SHORT PROBLEM
Drop every picture, then transcribe the remaining data exactly.
-*-*-
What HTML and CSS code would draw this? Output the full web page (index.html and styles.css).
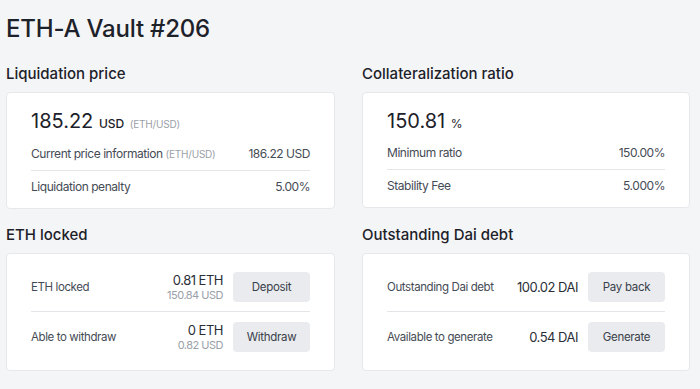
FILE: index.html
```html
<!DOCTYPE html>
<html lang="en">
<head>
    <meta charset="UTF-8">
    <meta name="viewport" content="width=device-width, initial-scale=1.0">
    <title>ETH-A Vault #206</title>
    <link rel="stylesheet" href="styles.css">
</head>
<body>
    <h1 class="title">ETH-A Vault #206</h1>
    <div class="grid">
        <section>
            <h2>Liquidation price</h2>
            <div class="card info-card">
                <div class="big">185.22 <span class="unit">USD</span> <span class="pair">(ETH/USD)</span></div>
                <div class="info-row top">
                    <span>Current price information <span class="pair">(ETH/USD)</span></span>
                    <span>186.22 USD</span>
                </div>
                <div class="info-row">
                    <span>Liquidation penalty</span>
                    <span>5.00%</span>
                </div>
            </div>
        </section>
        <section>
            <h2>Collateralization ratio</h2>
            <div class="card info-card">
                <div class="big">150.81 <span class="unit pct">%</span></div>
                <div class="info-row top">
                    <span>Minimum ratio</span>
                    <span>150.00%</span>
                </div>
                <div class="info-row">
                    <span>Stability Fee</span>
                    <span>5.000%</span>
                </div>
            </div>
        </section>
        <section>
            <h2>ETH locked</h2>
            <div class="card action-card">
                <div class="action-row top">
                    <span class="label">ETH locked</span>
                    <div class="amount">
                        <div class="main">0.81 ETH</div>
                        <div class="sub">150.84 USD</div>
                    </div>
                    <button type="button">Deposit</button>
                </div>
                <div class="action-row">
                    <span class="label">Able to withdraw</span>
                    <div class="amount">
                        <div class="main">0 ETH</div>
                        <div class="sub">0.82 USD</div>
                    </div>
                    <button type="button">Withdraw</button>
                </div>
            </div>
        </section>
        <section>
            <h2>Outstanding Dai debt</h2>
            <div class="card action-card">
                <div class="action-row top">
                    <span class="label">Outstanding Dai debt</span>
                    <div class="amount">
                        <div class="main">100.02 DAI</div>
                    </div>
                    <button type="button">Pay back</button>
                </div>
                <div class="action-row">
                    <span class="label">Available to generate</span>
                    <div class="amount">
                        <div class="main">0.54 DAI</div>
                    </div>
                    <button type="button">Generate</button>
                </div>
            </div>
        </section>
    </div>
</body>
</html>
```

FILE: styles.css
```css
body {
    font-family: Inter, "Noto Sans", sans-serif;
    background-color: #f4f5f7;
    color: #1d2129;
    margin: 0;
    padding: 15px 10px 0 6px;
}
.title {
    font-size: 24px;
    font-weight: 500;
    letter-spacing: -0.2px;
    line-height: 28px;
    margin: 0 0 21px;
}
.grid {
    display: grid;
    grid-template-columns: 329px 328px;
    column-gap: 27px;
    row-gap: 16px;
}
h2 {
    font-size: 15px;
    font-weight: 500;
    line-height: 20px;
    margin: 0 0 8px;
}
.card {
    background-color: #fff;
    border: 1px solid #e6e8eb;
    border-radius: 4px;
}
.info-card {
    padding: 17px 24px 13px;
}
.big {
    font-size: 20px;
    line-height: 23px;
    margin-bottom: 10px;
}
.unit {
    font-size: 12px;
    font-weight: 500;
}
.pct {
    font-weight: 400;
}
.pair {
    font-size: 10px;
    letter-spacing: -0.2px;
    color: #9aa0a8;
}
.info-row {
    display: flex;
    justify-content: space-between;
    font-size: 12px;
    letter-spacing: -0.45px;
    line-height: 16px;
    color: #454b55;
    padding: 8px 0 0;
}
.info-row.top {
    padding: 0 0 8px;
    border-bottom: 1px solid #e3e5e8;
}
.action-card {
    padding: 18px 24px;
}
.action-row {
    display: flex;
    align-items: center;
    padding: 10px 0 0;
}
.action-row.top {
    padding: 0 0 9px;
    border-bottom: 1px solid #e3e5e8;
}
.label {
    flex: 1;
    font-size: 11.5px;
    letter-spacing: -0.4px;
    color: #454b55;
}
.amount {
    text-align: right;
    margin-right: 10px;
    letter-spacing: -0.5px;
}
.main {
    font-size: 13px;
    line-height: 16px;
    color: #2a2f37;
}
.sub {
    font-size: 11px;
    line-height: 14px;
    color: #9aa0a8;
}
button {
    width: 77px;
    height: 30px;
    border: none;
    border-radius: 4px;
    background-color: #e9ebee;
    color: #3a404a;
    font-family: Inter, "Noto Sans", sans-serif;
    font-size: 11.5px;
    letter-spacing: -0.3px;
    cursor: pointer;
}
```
-*-*-
THE COMPLETED TASK
What HTML and CSS code would draw this? Output the full web page (index.html and styles.css).
FILE: index.html
```html
<!DOCTYPE html>
<html lang="en">
<head>
    <meta charset="UTF-8">
    <meta name="viewport" content="width=device-width, initial-scale=1.0">
    <title>ETH-A Vault #206</title>
    <link rel="stylesheet" href="styles.css">
</head>
<body>
    <h1 class="title">ETH-A Vault #206</h1>
    <div class="grid">
        <section>
            <h2>Liquidation price</h2>
            <div class="card info-card">
                <div class="big">185.22 <span class="unit">USD</span> <span class="pair">(ETH/USD)</span></div>
                <div class="info-row top">
                    <span>Current price information <span class="pair">(ETH/USD)</span></span>
                    <span>186.22 USD</span>
                </div>
                <div class="info-row">
                    <span>Liquidation penalty</span>
                    <span>5.00%</span>
                </div>
            </div>
        </section>
        <section>
            <h2>Collateralization ratio</h2>
            <div class="card info-card">
                <div class="big">150.81 <span class="unit pct">%</span></div>
                <div class="info-row top">
                    <span>Minimum ratio</span>
                    <span>150.00%</span>
                </div>
                <div class="info-row">
                    <span>Stability Fee</span>
                    <span>5.000%</span>
                </div>
            </div>
        </section>
        <section>
            <h2>ETH locked</h2>
            <div class="card action-card">
                <div class="action-row top">
                    <span class="label">ETH locked</span>
                    <div class="amount">
                        <div class="main">0.81 ETH</div>
                        <div class="sub">150.84 USD</div>
                    </div>
                    <button type="button">Deposit</button>
                </div>
                <div class="action-row">
                    <span class="label">Able to withdraw</span>
                    <div class="amount">
                        <div class="main">0 ETH</div>
                        <div class="sub">0.82 USD</div>
                    </div>
                    <button type="button">Withdraw</button>
                </div>
            </div>
        </section>
        <section>
            <h2>Outstanding Dai debt</h2>
            <div class="card action-card">
                <div class="action-row top">
                    <span class="label">Outstanding Dai debt</span>
                    <div class="amount">
                        <div class="main">100.02 DAI</div>
                    </div>
                    <button type="button">Pay back</button>
                </div>
                <div class="action-row">
                    <span class="label">Available to generate</span>
                    <div class="amount">
                        <div class="main">0.54 DAI</div>
                    </div>
                    <button type="button">Generate</button>
                </div>
            </div>
        </section>
    </div>
</body>
</html>
```

FILE: styles.css
```css
body {
    font-family: Inter, "Noto Sans", sans-serif;
    background-color: #f4f5f7;
    color: #1d2129;
    margin: 0;
    padding: 15px 10px 0 6px;
}
.title {
    font-size: 24px;
    font-weight: 500;
    letter-spacing: -0.2px;
    line-height: 28px;
    margin: 0 0 21px;
}
.grid {
    display: grid;
    grid-template-columns: 329px 328px;
    column-gap: 27px;
    row-gap: 16px;
}
h2 {
    font-size: 15px;
    font-weight: 500;
    line-height: 20px;
    margin: 0 0 8px;
}
.card {
    background-color: #fff;
    border: 1px solid #e6e8eb;
    border-radius: 4px;
}
.info-card {
    padding: 17px 24px 13px;
}
.big {
    font-size: 20px;
    line-height: 23px;
    margin-bottom: 10px;
}
.unit {
    font-size: 12px;
    font-weight: 500;
}
.pct {
    font-weight: 400;
}
.pair {
    font-size: 10px;
    letter-spacing: -0.2px;
    color: #9aa0a8;
}
.info-row {
    display: flex;
    justify-content: space-between;
    font-size: 12px;
    letter-spacing: -0.45px;
    line-height: 16px;
    color: #454b55;
    padding: 8px 0 0;
}
.info-row.top {
    padding: 0 0 8px;
    border-bottom: 1px solid #e3e5e8;
}
.action-card {
    padding: 18px 24px;
}
.action-row {
    display: flex;
    align-items: center;
    padding: 10px 0 0;
}
.action-row.top {
    padding: 0 0 9px;
    border-bottom: 1px solid #e3e5e8;
}
.label {
    flex: 1;
    font-size: 11.5px;
    letter-spacing: -0.4px;
    color: #454b55;
}
.amount {
    text-align: right;
    margin-right: 10px;
    letter-spacing: -0.5px;
}
.main {
    font-size: 13px;
    line-height: 16px;
    color: #2a2f37;
}
.sub {
    font-size: 11px;
    line-height: 14px;
    color: #9aa0a8;
}
button {
    width: 77px;
    height: 30px;
    border: none;
    border-radius: 4px;
    background-color: #e9ebee;
    color: #3a404a;
    font-family: Inter, "Noto Sans", sans-serif;
    font-size: 11.5px;
    letter-spacing: -0.3px;
    cursor: pointer;
}
```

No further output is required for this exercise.